Dèdalo non era solo il designer dei labirinti e un pioniere dell’aviazione. Dal suo laboratorio uscivano statue animate. Gli artigiani prima di lui si limitavano a produrre simulacri ingessati nell’immobilità arcaica. Ma quel genio elaborava automi, intelligenti macchine del futuro che solo i re potevano accaparrarsi. Sotto la guida di Dèdalo, l’industria informatica ellenica andrebbe alle stelle, creando seri grattacapi a Bill Gates e al marchio della mela.
Palamede, altro cervello fino, aveva inventato le lettere dell’alfabeto, studiando le formazioni delle gru in volo, e il gioco degli scacchi.

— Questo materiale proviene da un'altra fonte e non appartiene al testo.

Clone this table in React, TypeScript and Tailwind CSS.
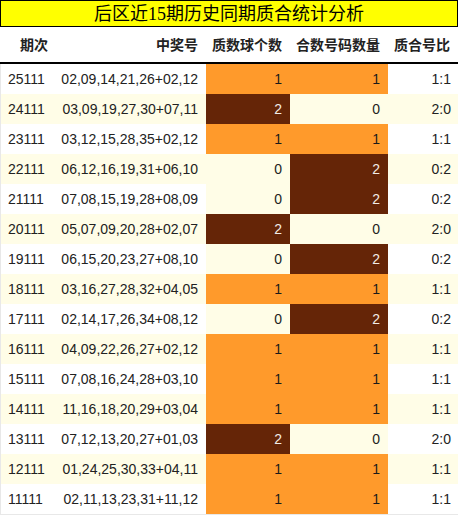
import React from "react";

type Row = [string, string, number, number];

const rows: Row[] = [
  ["25111", "02,09,14,21,26+02,12", 1, 1],
  ["24111", "03,09,19,27,30+07,11", 2, 0],
  ["23111", "03,12,15,28,35+02,12", 1, 1],
  ["22111", "06,12,16,19,31+06,10", 0, 2],
  ["21111", "07,08,15,19,28+08,09", 0, 2],
  ["20111", "05,07,09,20,28+02,07", 2, 0],
  ["19111", "06,15,20,23,27+08,10", 0, 2],
  ["18111", "03,16,27,28,32+04,05", 1, 1],
  ["17111", "02,14,17,26,34+08,12", 0, 2],
  ["16111", "04,09,22,26,27+02,12", 1, 1],
  ["15111", "07,08,16,24,28+03,10", 1, 1],
  ["14111", "11,16,18,20,29+03,04", 1, 1],
  ["13111", "07,12,13,20,27+01,03", 2, 0],
  ["12111", "01,24,25,30,33+04,11", 1, 1],
  ["11111", "02,11,13,23,31+11,12", 1, 1],
];

const grid = "grid grid-cols-[58px_147px_84px_98px_70px]";

function countCell(n: number) {
  if (n === 2) return "bg-[#652507] text-[#f2ece6]";
  if (n === 1) return "bg-[#ff9a2b] text-[#1a1a1a]";
  return "bg-[#fffde7] text-[#222]";
}

export default function App() {
  return (
    <div className="w-[458px] bg-white font-['Liberation_Sans','Noto_Sans_CJK_SC',sans-serif] text-[14px] text-[#222]">
      <div className="h-[27px] border border-black bg-[#ffff00] flex items-center justify-center font-['Liberation_Serif','Noto_Sans_CJK_SC',serif] text-[18px] leading-none text-black">
        后区近15期历史同期质合统计分析
      </div>
      <div className={`${grid} h-[37px] border-b-2 border-black font-bold font-['Noto_Sans_CJK_SC',sans-serif] items-center`}>
        <div className="pl-[20px] whitespace-nowrap">期次</div>
        <div className="text-right pr-[7px]">中奖号</div>
        <div className="text-right pr-[7px]">质数球个数</div>
        <div className="text-right pr-[7px]">合数号码数量</div>
        <div className="text-right pr-[7px]">质合号比</div>
      </div>
      <div className="border-x border-b border-[#e8e8e8]">
        {rows.map(([issue, nums, p, c], i) => {
          const stripe = i % 2 === 1 ? "bg-[#fffde7]" : "bg-white";
          return (
            <div key={issue} className={`${grid} h-[30px] items-stretch leading-[30px]`}>
              <div className={`${stripe} pl-[7px]`}>{issue}</div>
              <div className={`${stripe} text-right pr-[8px] whitespace-nowrap`}>{nums}</div>
              <div className={`${countCell(p)} text-right pr-[8px]`}>{p}</div>
              <div className={`${countCell(c)} text-right pr-[8px]`}>{c}</div>
              <div className={`${stripe} text-right pr-[7px]`}>
                {p}:{c}
              </div>
            </div>
          );
        })}
      </div>
    </div>
  );
}
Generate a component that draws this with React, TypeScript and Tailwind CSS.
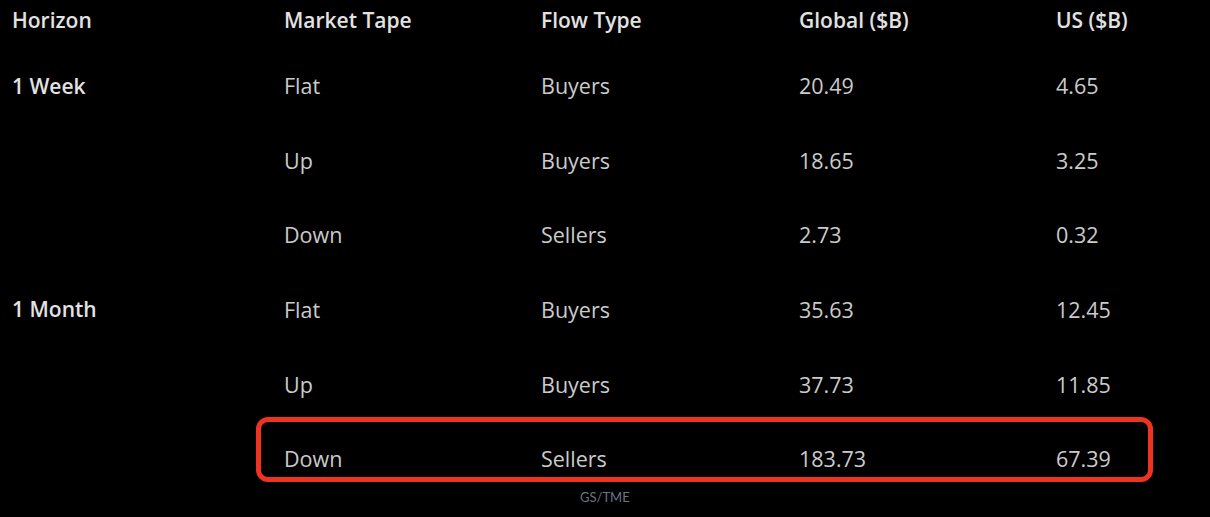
import React from "react";

const rows = [
  { h: "1 Week", t: "Flat", f: "Buyers", g: "20.49", u: "4.65" },
  { h: "", t: "Up", f: "Buyers", g: "18.65", u: "3.25" },
  { h: "", t: "Down", f: "Sellers", g: "2.73", u: "0.32" },
  { h: "1 Month", t: "Flat", f: "Buyers", g: "35.63", u: "12.45" },
  { h: "", t: "Up", f: "Buyers", g: "37.73", u: "11.85" },
  { h: "", t: "Down", f: "Sellers", g: "183.73", u: "67.39", hl: true },
];

const cols = "grid grid-cols-[272px_257px_258px_257px_1fr] items-center";

export default function App() {
  return (
    <div
      className="w-[1210px] h-[517px] bg-black overflow-hidden pl-[12px] relative"
      style={{ fontFamily: '"Open Sans", "Noto Sans", sans-serif' }}
    >
      <div className={`${cols} h-[41px] text-[21px] font-semibold text-[#e2e2e2]`}>
        <div>Horizon</div>
        <div>Market Tape</div>
        <div>Flow Type</div>
        <div>Global ($B)</div>
        <div>US ($B)</div>
      </div>
      <div className="mt-[8px]">
        {rows.map((r, i) => (
          <div key={i} className={`${cols} h-[74.6px] text-[21.5px] text-[#cbcbcb] relative`}>
            <div className="font-semibold text-[21px] text-[#e2e2e2]">{r.h}</div>
            <div>{r.t}</div>
            <div>{r.f}</div>
            <div>{r.g}</div>
            <div>{r.u}</div>
            {r.hl && (
              <div className="absolute left-[244px] w-[897px] -top-[5px] h-[65px] border-[5px] border-[#ee3322] rounded-[12px]" />
            )}
          </div>
        ))}
      </div>
      <div
        className="absolute left-[580px] top-[488px] text-[13px] text-[#6e7384]"
        style={{ fontFamily: 'Lato, "Open Sans", sans-serif' }}
      >
        GS/TME
      </div>
    </div>
  );
}
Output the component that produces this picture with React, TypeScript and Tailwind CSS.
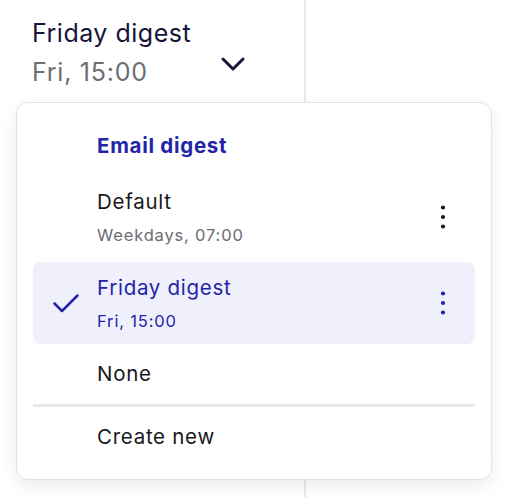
import type { ReactNode } from 'react'

const font = { fontFamily: 'Inter, "Noto Sans", sans-serif' }

function Kebab({ className }: { className: string }) {
  return (
    <svg width="24" height="24" viewBox="0 0 24 24" className={className} fill="currentColor">
      <circle cx="12" cy="2.5" r="2.1" />
      <circle cx="12" cy="12" r="2.1" />
      <circle cx="12" cy="21.5" r="2.1" />
    </svg>
  )
}

function Check() {
  return (
    <svg width="26" height="19" viewBox="0 0 26 19" fill="none" className="text-[#2424a8]">
      <polyline
        points="1.5,9.5 9,17 24.5,1.5"
        stroke="currentColor"
        strokeWidth="2.5"
        strokeLinecap="round"
        strokeLinejoin="round"
      />
    </svg>
  )
}

type RowProps = {
  title: string
  sub?: string
  selected?: boolean
  menu?: boolean
  className?: string
}

function Row({ title, sub, selected, menu, className = '' }: RowProps) {
  const lead: ReactNode = selected ? <Check /> : null
  return (
    <div
      className={`flex items-center rounded-lg pr-5 ${selected ? 'bg-[#eff0fb]' : ''} ${
        sub ? 'h-[82px]' : 'h-[52px]'
      } ${className}`}
    >
      <div className="flex w-[64px] shrink-0 justify-end pr-[18px]">{lead}</div>
      <div className="flex-1">
        <div
          className={`text-[20.5px] leading-7 tracking-[0.035em] ${
            selected ? 'text-[#2424a8]' : 'text-[#17171c]'
          }`}
        >
          {title}
        </div>
        {sub && (
          <div
            className={`mt-[7px] text-[16.5px] leading-6 tracking-[0.05em] ${
              selected ? 'text-[#2424a8]' : 'text-[#6b6b74]'
            }`}
          >
            {sub}
          </div>
        )}
      </div>
      {menu && <Kebab className={`ml-2 ${selected ? 'text-[#2424a8]' : 'text-[#17171c]'}`} />}
    </div>
  )
}

export default function App() {
  return (
    <div className="relative h-[497px] w-[508px] overflow-hidden bg-white" style={font}>
      <div className="h-full w-[306px] border-r-2 border-[#e9e9ec]">
        <div className="flex items-center pl-8 pt-[17px]">
          <div>
            <div className="text-[25px] leading-8 tracking-[0.02em] text-[#15153a]">
              Friday digest
            </div>
            <div className="mt-[7px] text-[25px] leading-8 tracking-[0.03em] text-[#6e6e76]">
              Fri, 15:00
            </div>
          </div>
          <svg
            width="24"
            height="16"
            viewBox="0 0 24 16"
            fill="none"
            className="ml-[30px] mt-[22px] text-[#15153a]"
          >
            <polyline
              points="2,3 12,13 22,3"
              stroke="currentColor"
              strokeWidth="3"
              strokeLinecap="round"
              strokeLinejoin="round"
            />
          </svg>
        </div>
      </div>

      <div className="absolute left-4 top-[102px] w-[476px] rounded-xl border border-[#e3e3e6] bg-white px-4 pb-4 pt-[13px] shadow-[0_6px_18px_rgba(0,0,0,0.08)]">
        <div className="flex h-[60px] items-center pl-[64px] text-[20.5px] font-bold leading-7 tracking-[0.035em] text-[#2424a8]">
          Email digest
        </div>
        <Row title="Default" sub="Weekdays, 07:00" menu />
        <Row title="Friday digest" sub="Fri, 15:00" menu selected className="mt-1" />
        <Row title="None" className="mt-1" />
        <div className="mt-1 h-[3px] bg-[#e8e8ea]" />
        <Row title="Create new" className="mt-1" />
      </div>
    </div>
  )
}
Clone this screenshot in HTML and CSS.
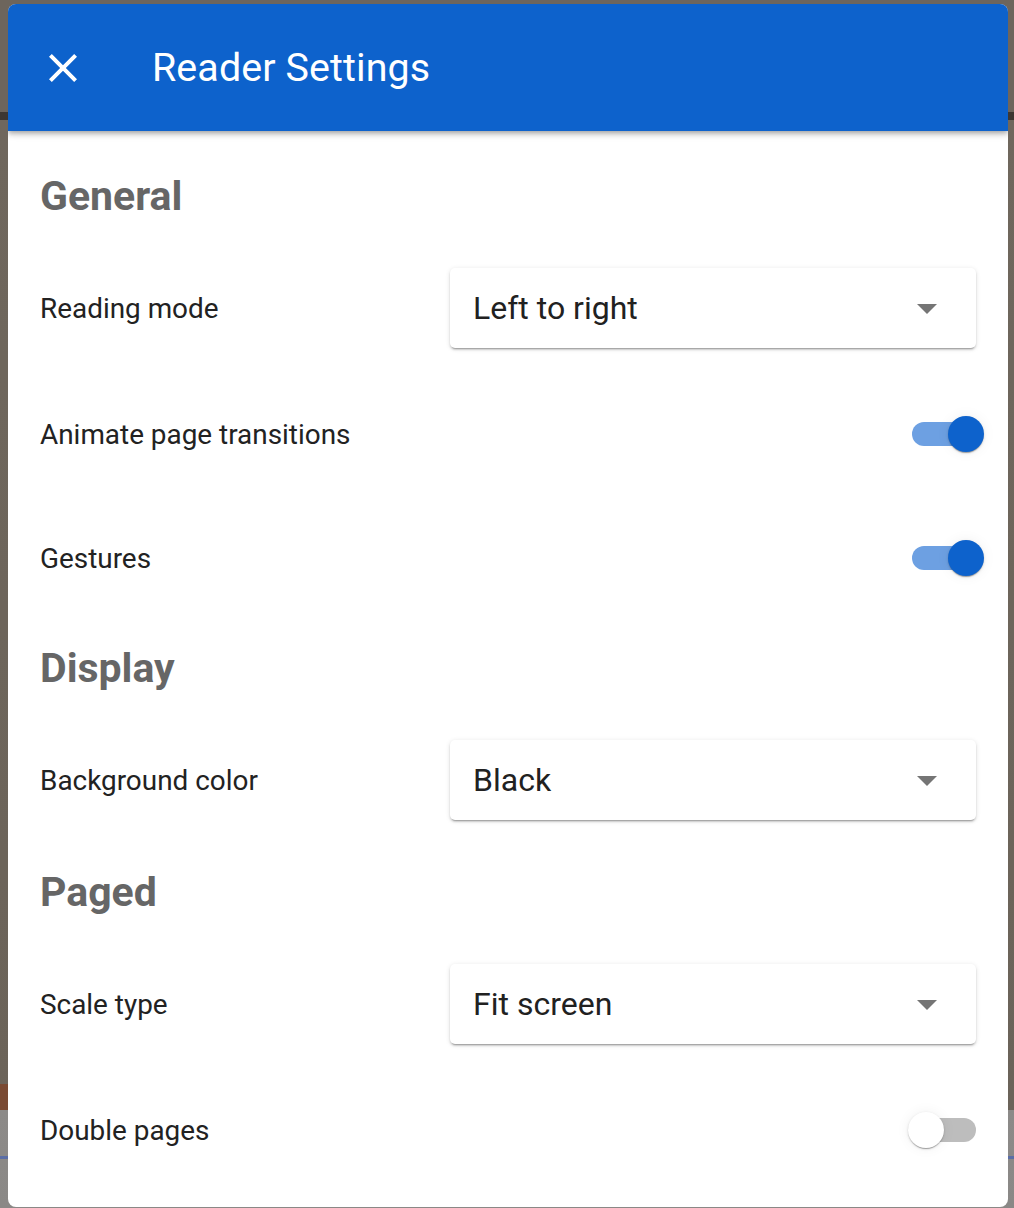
FILE: index.html
```html
<!DOCTYPE html>
<html lang="en">
<head>
<meta charset="utf-8">
<title>Reader Settings</title>
<link rel="stylesheet" href="styles.css">
</head>
<body>
<div class="backdrop">
  <div class="dialog">
    <header class="toolbar">
      <button class="icon-btn" aria-label="Close">
        <svg viewBox="0 0 24 24" width="48" height="48"><path fill="#fff" d="M19 6.41L17.59 5 12 10.59 6.41 5 5 6.41 10.59 12 5 17.59 6.41 19 12 13.41 17.59 19 19 17.59 13.41 12z"/></svg>
      </button>
      <h1 class="title">Reader Settings</h1>
    </header>
    <main class="content">
      <h2 class="section">General</h2>
      <div class="row row-select">
        <span class="label">Reading mode</span>
        <div class="select"><span>Left to right</span>
          <svg class="caret" viewBox="0 0 24 24" width="48" height="48"><path fill="#757575" d="M7 10l5 5 5-5z"/></svg>
        </div>
      </div>
      <div class="row row-toggle">
        <span class="label">Animate page transitions</span>
        <div class="toggle on"><span class="thumb"></span></div>
      </div>
      <div class="row row-toggle">
        <span class="label">Gestures</span>
        <div class="toggle on"><span class="thumb"></span></div>
      </div>
      <h2 class="section">Display</h2>
      <div class="row row-select">
        <span class="label">Background color</span>
        <div class="select"><span>Black</span>
          <svg class="caret" viewBox="0 0 24 24" width="48" height="48"><path fill="#757575" d="M7 10l5 5 5-5z"/></svg>
        </div>
      </div>
      <h2 class="section">Paged</h2>
      <div class="row row-select">
        <span class="label">Scale type</span>
        <div class="select"><span>Fit screen</span>
          <svg class="caret" viewBox="0 0 24 24" width="48" height="48"><path fill="#757575" d="M7 10l5 5 5-5z"/></svg>
        </div>
      </div>
      <div class="row row-toggle">
        <span class="label">Double pages</span>
        <div class="toggle"><span class="thumb"></span></div>
      </div>
    </main>
  </div>
</div>
</body>
</html>
```

FILE: styles.css
```css
* { box-sizing: border-box; }

html, body {
  margin: 0;
  padding: 0;
  height: 1208px;
  overflow: hidden;
}

body {
  font-family: Roboto, "Noto Sans", "Liberation Sans", sans-serif;
  background:
    linear-gradient(#7a4a33, #7a4a33) no-repeat 0 1084px / 8px 26px,
    linear-gradient(to bottom,
      transparent 0, transparent 1156px,
      #5b6ea6 1156px, #5b6ea6 1159px,
      transparent 1159px),
    linear-gradient(to bottom,
      #6d655c 0, #6d655c 112px,
      #3d3732 112px, #3d3732 120px,
      #6f675d 120px, #6b6359 1110px,
      #8c8a88 1110px, #8a8886 1208px);
}

.backdrop {
  padding: 4px 6px 0 8px;
}

.dialog {
  width: 1000px;
  height: 1203px;
  background: #fff;
  border-radius: 8px;
  overflow: hidden;
  display: flex;
  flex-direction: column;
}

.toolbar {
  height: 127px;
  flex: none;
  background: #0d62cc;
  display: flex;
  align-items: center;
  padding-left: 31px;
  box-shadow: 0 2px 4px -1px rgba(0,0,0,.2), 0 4px 5px 0 rgba(0,0,0,.14), 0 1px 10px 0 rgba(0,0,0,.12);
  position: relative;
  z-index: 1;
}

.icon-btn {
  width: 48px;
  height: 48px;
  padding: 0;
  border: 0;
  background: transparent;
  display: flex;
}

.title {
  margin: 0 0 0 65px;
  font-size: 39.4px;
  font-weight: 400;
  color: #fff;
  letter-spacing: 0.1px;
}

.content {
  padding: 41px 32px 0 32px;
  display: flex;
  flex-direction: column;
  gap: 48px;
}

.section {
  margin: 0;
  height: 48px;
  line-height: 48px;
  font-size: 41px;
  font-weight: 700;
  color: #666666;
}

.row {
  display: flex;
  align-items: center;
  justify-content: space-between;
}

.row-select { height: 80px; }
.row-toggle { height: 76px; }

.label {
  font-size: 27.9px;
  color: #222222;
}

.select {
  width: 526px;
  height: 80px;
  border-radius: 5px;
  background: #fff;
  box-shadow: 0 3px 1px -2px rgba(0,0,0,.2), 0 2px 2px 0 rgba(0,0,0,.14), 0 1px 5px 0 rgba(0,0,0,.12);
  display: flex;
  align-items: center;
  justify-content: space-between;
  padding: 0 25px 0 23px;
  font-size: 32px;
  color: #212121;
}

.caret { flex: none; }

.toggle {
  position: relative;
  width: 64px;
  height: 24px;
  border-radius: 12px;
  background: #bdbdbd;
}

.toggle.on {
  background: #6da0e2;
}

.thumb {
  position: absolute;
  top: -6px;
  left: -4px;
  width: 36px;
  height: 36px;
  border-radius: 50%;
  background: #fff;
  box-shadow: 0 2px 1px -1px rgba(0,0,0,.2), 0 1px 1px 0 rgba(0,0,0,.14), 0 1px 3px 0 rgba(0,0,0,.12), 0 0 14px rgba(0,0,0,.06);
}

.toggle.on .thumb {
  left: 36px;
  background: #0d62cc;
}
```
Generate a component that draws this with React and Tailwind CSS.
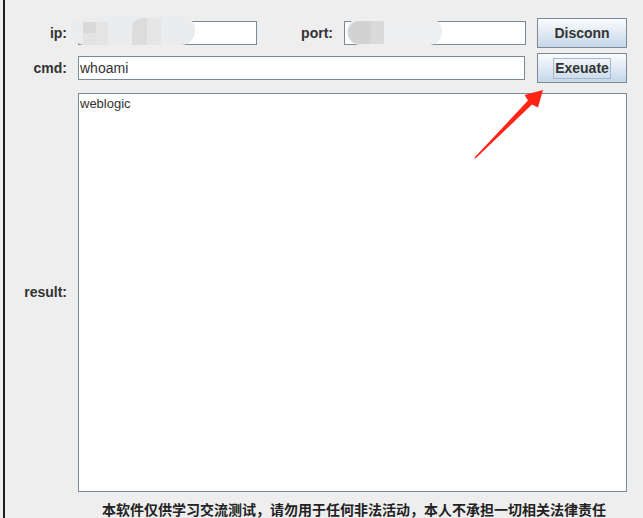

Affidato a lui, il business greco dell’intrattenimento e del multimediale genererebbe un giro d’affari da capogiro. E già si affacciano alla ribalta gli eroi «fondatori», Cadmo, Teseo, Batto... Costruivano città dal nulla, dove prima c’era solo desolazione, deserto e qualche drago sanguinario. Non era solo una lavoro da palazzinari, innalzare muraglie, edifici, acròpoli e templi, colate gigantesche di pietra e cemento. Quei manager del territorio avevano un chiodo fisso: forgiare comunità d’uomini coese, operose, docili ai supremi dettami di Dike, la giustizia sociale. Il tutto si definiva con una splendida e pura parola, inventata da loro: politica, l’arte di trasformare il caos tribale in un congegno solidale e rassicurante in cui la gente si sente a casa propria, libera dalla miseria, dall’angoscia del domani.
Su tutti gli eroi, brilla Eracle, star della fatica vittoriosa. Ne infila dodici, una dopo l’altra, di imprese impossibili. È un campione.

Il suo enorme valore è un messaggio: non arrendersi mai. Mostri, incubi e spettri sono lì solo per farti dimostrare quanto vali. Sarebbe la ciliegina sulla torta, la botta più dura alla crisi: un’iniezione immensa di fiducia, di autostima. Forza, Grecia!